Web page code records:
%%
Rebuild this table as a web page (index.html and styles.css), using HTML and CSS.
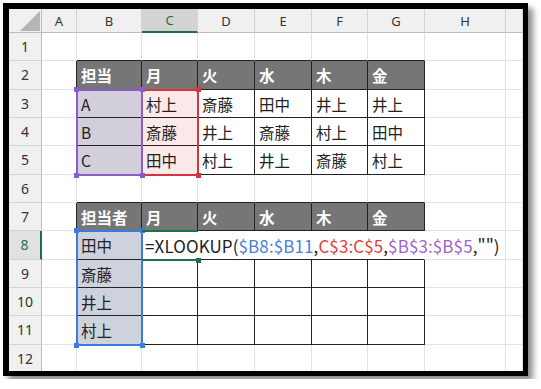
FILE: index.html
```html
<!DOCTYPE html>
<html lang="ja">
<head>
<meta charset="utf-8">
<title>XLOOKUP</title>
<link rel="stylesheet" href="styles.css">
</head>
<body>
<div class="frame">
  <div class="sheet">
    <div class="corner"><span class="tri"></span></div>
    <div class="ch">A</div>
    <div class="ch">B</div>
    <div class="ch sel">C</div>
    <div class="ch">D</div>
    <div class="ch">E</div>
    <div class="ch">F</div>
    <div class="ch">G</div>
    <div class="ch">H</div>
    <div class="ch"></div>

    <div class="rh">1</div>
    <div class="c"></div>
    <div class="c bb"></div><div class="c bb"></div><div class="c bb"></div><div class="c bb"></div><div class="c bb"></div><div class="c bb"></div>
    <div class="c"></div><div class="c"></div>

    <div class="rh">2</div>
    <div class="c br"></div>
    <div class="c hd">担当</div><div class="c hd">月</div><div class="c hd">火</div><div class="c hd">水</div><div class="c hd">木</div><div class="c hd">金</div>
    <div class="c"></div><div class="c"></div>

    <div class="rh">3</div>
    <div class="c br"></div>
    <div class="c t pu">A</div><div class="c t pk">村上</div><div class="c t">斎藤</div><div class="c t">田中</div><div class="c t">井上</div><div class="c t">井上</div>
    <div class="c"></div><div class="c"></div>

    <div class="rh">4</div>
    <div class="c br"></div>
    <div class="c t pu">B</div><div class="c t pk">斎藤</div><div class="c t">井上</div><div class="c t">斎藤</div><div class="c t">村上</div><div class="c t">田中</div>
    <div class="c"></div><div class="c"></div>

    <div class="rh">5</div>
    <div class="c br"></div>
    <div class="c t pu">C</div><div class="c t pk">田中</div><div class="c t">村上</div><div class="c t">井上</div><div class="c t">斎藤</div><div class="c t">村上</div>
    <div class="c"></div><div class="c"></div>

    <div class="rh">6</div>
    <div class="c"></div>
    <div class="c bb"></div><div class="c bb"></div><div class="c bb"></div><div class="c bb"></div><div class="c bb"></div><div class="c bb"></div>
    <div class="c"></div><div class="c"></div>

    <div class="rh">7</div>
    <div class="c br"></div>
    <div class="c hd">担当者</div><div class="c hd">月</div><div class="c hd">火</div><div class="c hd">水</div><div class="c hd">木</div><div class="c hd">金</div>
    <div class="c"></div><div class="c"></div>

    <div class="rh sel">8</div>
    <div class="c br"></div>
    <div class="c t bl">田中</div>
    <div class="c edit"><span class="formula">=XLOOKUP(<span class="r1">$B8:$B11</span>,<span class="r2">C$3:C$5</span>,<span class="r3">$B$3:$B$5</span>,"")</span></div>
    <div class="c"></div><div class="c"></div>

    <div class="rh">9</div>
    <div class="c br"></div>
    <div class="c t bl">斎藤</div><div class="c t"></div><div class="c t"></div><div class="c t"></div><div class="c t"></div><div class="c t"></div>
    <div class="c"></div><div class="c"></div>

    <div class="rh">10</div>
    <div class="c br"></div>
    <div class="c t bl">井上</div><div class="c t"></div><div class="c t"></div><div class="c t"></div><div class="c t"></div><div class="c t"></div>
    <div class="c"></div><div class="c"></div>

    <div class="rh">11</div>
    <div class="c br"></div>
    <div class="c t bl">村上</div><div class="c t"></div><div class="c t"></div><div class="c t"></div><div class="c t"></div><div class="c t"></div>
    <div class="c"></div><div class="c"></div>

    <div class="rh">12</div>
    <div class="c"></div>
    <div class="c"></div><div class="c"></div><div class="c"></div><div class="c"></div><div class="c"></div><div class="c"></div>
    <div class="c"></div><div class="c"></div>

    <div class="overlay">
      <div class="range red"><i class="h tr"></i><i class="h brc"></i></div>
      <div class="range purple"><i class="h tl"></i><i class="h tr"></i><i class="h bl"></i><i class="h brc"></i></div>
      <div class="range blue"><i class="h tl"></i><i class="h tr"></i><i class="h bl"></i><i class="h brc"></i></div>
      <div class="active"><i class="fill"></i></div>
    </div>
  </div>
</div>
</body>
</html>
```

FILE: styles.css
```css
* { box-sizing: border-box; margin: 0; padding: 0; }
html, body { background: #fff; }
body {
  font-family: "Noto Sans CJK JP", "Noto Sans", sans-serif;
  color: #222;
}
.frame {
  margin: 3px;
  width: 525px;
  height: 373px;
  border-style: solid;
  border-color: #000;
  border-width: 6px 5px 5px 6px;
  box-shadow: 5px 5px 6px rgba(0, 0, 0, 0.45);
  overflow: hidden;
  background: #fff;
}
.sheet, .overlay {
  display: grid;
  grid-template-columns: 33px 35px 65px 56px 57px 57px 56px 57px 81px 17px;
  grid-template-rows: 24px repeat(12, 28.333px);
}
.sheet { position: relative; }
.overlay {
  position: absolute;
  left: 0;
  top: 0;
  pointer-events: none;
}
.corner {
  background: #f0f0f0;
  border-right: 1px solid #bdbdbd;
  border-bottom: 1px solid #bdbdbd;
  display: flex;
  justify-content: flex-end;
  align-items: flex-end;
  padding: 0 1px 1px 0;
}
.tri {
  width: 0;
  height: 0;
  border-left: 20px solid transparent;
  border-bottom: 20px solid #b5b5b5;
}
.ch {
  background: #f0f0f0;
  border-right: 1px solid #d4d4d4;
  border-bottom: 1px solid #bdbdbd;
  display: flex;
  align-items: center;
  justify-content: center;
  font-family: "Noto Sans", sans-serif;
  font-size: 13px;
  color: #333;
}
.ch.sel {
  background: #d3d3d3;
  border-bottom: 2px solid #1e7145;
  color: #1e7145;
}
.rh {
  background: #f0f0f0;
  border-right: 1px solid #bdbdbd;
  border-bottom: 1px solid #d4d4d4;
  display: flex;
  align-items: center;
  justify-content: center;
  font-family: "Noto Sans", sans-serif;
  font-size: 14px;
  color: #333;
}
.rh.sel {
  background: #e1e1e1;
  border-right: 2px solid #1e7145;
  color: #1e7145;
}
.c {
  border-right: 1px solid #e2e2e2;
  border-bottom: 1px solid #e2e2e2;
  display: flex;
  align-items: center;
  padding: 1px 0 0 4px;
  font-size: 15.5px;
  white-space: nowrap;
}
.br { border-right-color: #222; }
.bb { border-bottom-color: #222; }
.t { border-right-color: #222; border-bottom-color: #222; }
.hd {
  background: #767676;
  color: #fff;
  font-weight: bold;
  border-right-color: #222;
  border-bottom-color: #222;
}
.pu { background: #d2cfdb; }
.pk { background: #fbe8e9; }
.bl { background: #cdd2dc; }
.edit {
  grid-column: span 5;
  border-right-color: transparent;
  border-bottom-color: #222;
  overflow: visible;
  padding-left: 3px;
}
.formula { font-size: 17px; letter-spacing: 0.1px; color: #222; }
.r1 { color: #4a80dc; }
.r2 { color: #e0413b; }
.r3 { color: #a163cf; }

.range {
  position: relative;
  border: 2px solid;
  margin: -1px;
}
.range.purple { grid-column: 3 / 4; grid-row: 4 / 7; border-color: #8c5cc8; }
.range.red { grid-column: 4 / 5; grid-row: 4 / 7; border-color: #d2353d; }
.range.blue { grid-column: 3 / 4; grid-row: 9 / 13; border-color: #3a7bdc; }
.h {
  position: absolute;
  width: 5px;
  height: 5px;
}
.purple .h { background: #8c5cc8; }
.red .h { background: #d2353d; }
.blue .h { background: #3a7bdc; }
.h.tl { left: -4px; top: -4px; }
.h.tr { right: -4px; top: -4px; }
.h.bl { left: -4px; bottom: -4px; }
.h.brc { right: -4px; bottom: -4px; }
.active {
  grid-column: 4 / 5;
  grid-row: 9 / 10;
  position: relative;
  border-top: 2px solid #1e7145;
  border-bottom: 2px solid #1e7145;
  margin: -1px 0;
}
.fill {
  position: absolute;
  right: -3px;
  bottom: -4px;
  width: 5px;
  height: 5px;
  background: #1e7145;
}
```
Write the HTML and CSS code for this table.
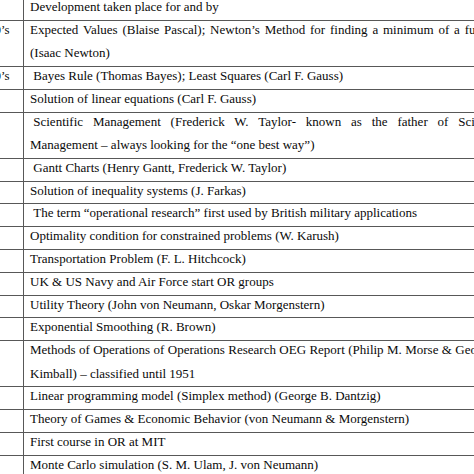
FILE: index.html
```html
<!DOCTYPE html>
<html>
<head>
<meta charset="utf-8">
<link rel="stylesheet" href="styles.css">
</head>
<body>
<table class="history">
  <colgroup><col class="c-year"><col class="c-dev"></colgroup>
  <tbody>
    <tr><td class="year"><div class="t"></div></td><td class="dev"><div class="t">Development taken place for and by</div></td></tr>
    <tr><td class="year"><div class="t">1600’s</div></td><td class="dev"><div class="t">Expected Values (Blaise Pascal); Newton’s Method for finding a minimum of a function (Isaac Newton)</div></td></tr>
    <tr><td class="year"><div class="t">1700’s</div></td><td class="dev"><div class="t ind">Bayes Rule (Thomas Bayes); Least Squares (Carl F. Gauss)</div></td></tr>
    <tr><td class="year"><div class="t"></div></td><td class="dev"><div class="t">Solution of linear equations (Carl F. Gauss)</div></td></tr>
    <tr><td class="year"><div class="t"></div></td><td class="dev"><div class="t ind">Scientific Management (Frederick W. Taylor- known as the father of Scientific Management – always looking for the “one best way”)</div></td></tr>
    <tr><td class="year"><div class="t"></div></td><td class="dev"><div class="t ind">Gantt Charts (Henry Gantt, Frederick W. Taylor)</div></td></tr>
    <tr><td class="year"><div class="t"></div></td><td class="dev"><div class="t">Solution of inequality systems (J. Farkas)</div></td></tr>
    <tr><td class="year"><div class="t"></div></td><td class="dev"><div class="t ind">The term “operational research” first used by British military applications</div></td></tr>
    <tr><td class="year"><div class="t"></div></td><td class="dev"><div class="t">Optimality condition for constrained problems (W. Karush)</div></td></tr>
    <tr><td class="year"><div class="t"></div></td><td class="dev"><div class="t">Transportation Problem (F. L. Hitchcock)</div></td></tr>
    <tr><td class="year"><div class="t"></div></td><td class="dev"><div class="t">UK &amp; US Navy and Air Force start OR groups</div></td></tr>
    <tr><td class="year"><div class="t"></div></td><td class="dev"><div class="t">Utility Theory (John von Neumann, Oskar Morgenstern)</div></td></tr>
    <tr><td class="year"><div class="t"></div></td><td class="dev"><div class="t">Exponential Smoothing (R. Brown)</div></td></tr>
    <tr><td class="year"><div class="t"></div></td><td class="dev"><div class="t">Methods of Operations of Operations Research OEG Report (Philip M. Morse &amp; George E. Kimball) – classified until 1951</div></td></tr>
    <tr><td class="year"><div class="t"></div></td><td class="dev"><div class="t">Linear programming model (Simplex method) (George B. Dantzig)</div></td></tr>
    <tr><td class="year"><div class="t"></div></td><td class="dev"><div class="t">Theory of Games &amp; Economic Behavior (von Neumann &amp; Morgenstern)</div></td></tr>
    <tr><td class="year"><div class="t"></div></td><td class="dev"><div class="t">First course in OR at MIT</div></td></tr>
    <tr><td class="year"><div class="t"></div></td><td class="dev"><div class="t">Monte Carlo simulation (S. M. Ulam, J. von Neumann)</div></td></tr>
  </tbody>
</table>
</body>
</html>
```
FILE: styles.css
```css
html, body {
  margin: 0;
  padding: 0;
  background: #ffffff;
  overflow: hidden;
}

body {
  width: 474px;
  height: 474px;
  font-family: "Liberation Serif", "Times New Roman", serif;
  font-size: 13px;
  color: #0a0a0a;
}

.history {
  border-collapse: collapse;
  table-layout: fixed;
  width: 581px;
  margin: -3px 0 0 -58px;
}

.c-year { width: 81px; }
.c-dev { width: 500px; }

.history td {
  border: 1px solid #585858;
  vertical-align: top;
  line-height: 23.4px;
  padding: 0 0 1.4px 0;
}

.history td.year {
  padding-left: 32px;
  white-space: nowrap;
}

.history td.dev {
  padding-left: 6px;
  padding-right: 15px;
  text-align: justify;
}

.t {
  margin-top: -3px;
  min-height: 23.4px;
}

.ind {
  text-indent: 0.25em;
}
```
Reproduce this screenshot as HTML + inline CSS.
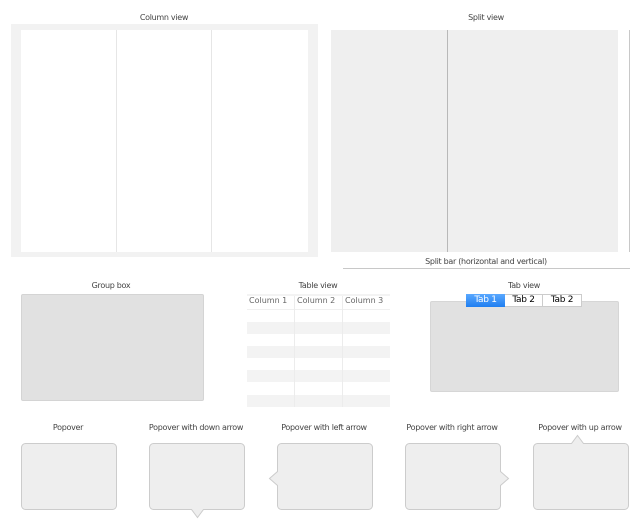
<!DOCTYPE html>
<html><head><style>
body{margin:0;width:640px;height:530px;background:#fff;position:relative;overflow:hidden;font-family:"DejaVu Sans","Liberation Sans",sans-serif;font-size:8px;color:#444}
div{position:absolute;box-sizing:border-box}
.l{text-align:center;white-space:nowrap;letter-spacing:-0.3px}
.pop{background:#eee;border:1px solid #ccc;border-radius:4px;width:96px;height:67px;top:443px}
.th{font-size:8px;color:#666;top:296px}
.st{background:#f3f3f3;left:247px;width:143px;height:12px}
</style></head><body>
<div class="l" style="left:114px;top:13px;width:100px">Column view</div>
<div style="left:11px;top:24px;width:307px;height:233px;background:#f2f2f2"></div>
<div style="left:21px;top:30px;width:287px;height:222px;background:#fff"></div>
<div style="left:116px;top:30px;width:1px;height:222px;background:#e6e6e6"></div>
<div style="left:211px;top:30px;width:1px;height:222px;background:#e6e6e6"></div>

<div class="l" style="left:436px;top:13px;width:100px">Split view</div>
<div style="left:331px;top:30px;width:287px;height:222px;background:#efefef"></div>
<div style="left:447px;top:30px;width:1px;height:222px;background:#b8b8b8"></div>
<div style="left:629px;top:30px;width:1px;height:222px;background:#c8c8c8"></div>
<div class="l" style="left:386px;top:257px;width:200px">Split bar (horizontal and vertical)</div>
<div style="left:343px;top:268px;width:287px;height:1px;background:#c8c8c8"></div>

<div class="l" style="left:61px;top:281px;width:100px">Group box</div>
<div style="left:21px;top:294px;width:183px;height:107px;background:#e1e1e1;border:1px solid #d4d4d4;border-radius:2px"></div>

<div class="l" style="left:268px;top:281px;width:100px">Table view</div>
<div style="left:247px;top:294px;width:143px;height:2px;background:#f3f3f3"></div>
<div class="st" style="top:322px"></div>
<div class="st" style="top:346px"></div>
<div class="st" style="top:370px"></div>
<div class="st" style="top:395px"></div>
<div style="left:247px;top:309px;width:143px;height:1px;background:#f0f0f0"></div>
<div style="left:294px;top:296px;width:1px;height:111px;background:#ececec"></div>
<div style="left:342px;top:296px;width:1px;height:111px;background:#ececec"></div>
<div class="th" style="left:249px">Column 1</div>
<div class="th" style="left:297px">Column 2</div>
<div class="th" style="left:345px">Column 3</div>

<div class="l" style="left:474px;top:281px;width:100px">Tab view</div>
<div style="left:430px;top:301px;width:189px;height:91px;background:#e1e1e1;border:1px solid #d6d6d6;border-radius:2px"></div>
<div style="left:466px;top:294px;width:116px;height:13px;background:#fff;border:1px solid #ccc"></div>
<div class="l" style="left:466px;top:294px;width:39px;height:13px;background:linear-gradient(#5aa8ff,#1f7ef0);color:#fff;font-size:9px;line-height:13px">Tab 1</div>
<div class="l" style="left:505px;top:294px;width:38px;height:13px;color:#000;font-size:9px;line-height:13px;border-right:1px solid #ccc">Tab 2</div>
<div class="l" style="left:543px;top:294px;width:38px;height:13px;color:#000;font-size:9px;line-height:13px">Tab 2</div>

<div class="l" style="left:18px;top:423px;width:100px">Popover</div>
<div class="l" style="left:146px;top:423px;width:100px">Popover with down arrow</div>
<div class="l" style="left:274px;top:423px;width:100px">Popover with left arrow</div>
<div class="l" style="left:402px;top:423px;width:100px">Popover with right arrow</div>
<div class="l" style="left:530px;top:423px;width:100px">Popover with up arrow</div>
<svg style="position:absolute;left:0;top:0" width="640" height="530">
<g fill="#eee" stroke="#ccc">
<rect x="21.5" y="443.5" width="95" height="66" rx="4"/>
<path d="M153.5 443.5h87a4 4 0 0 1 4 4v58a4 4 0 0 1-4 4h-37l-6 8-6-8h-38a4 4 0 0 1-4-4v-58a4 4 0 0 1 4-4z"/>
<path d="M281.5 443.5h87a4 4 0 0 1 4 4v58a4 4 0 0 1-4 4h-87a4 4 0 0 1-4-4v-20l-8-7 8-7v-24a4 4 0 0 1 4-4z"/>
<path d="M409.5 443.5h87a4 4 0 0 1 4 4v24l8 7-8 7v20a4 4 0 0 1-4 4h-87a4 4 0 0 1-4-4v-58a4 4 0 0 1 4-4z"/>
<path d="M537.5 443.5h34l6-8 6 8h41a4 4 0 0 1 4 4v58a4 4 0 0 1-4 4h-87a4 4 0 0 1-4-4v-58a4 4 0 0 1 4-4z"/>
</g></svg>
</body></html>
%%
• _BRIEF_
Go through the material above and copy each line that has the word "this".

• _SOLUTION_
Rebuild this table as a web page (index.html and styles.css), using HTML and CSS.
Write the HTML and CSS code for this table.
Reproduce this screenshot as HTML + inline CSS.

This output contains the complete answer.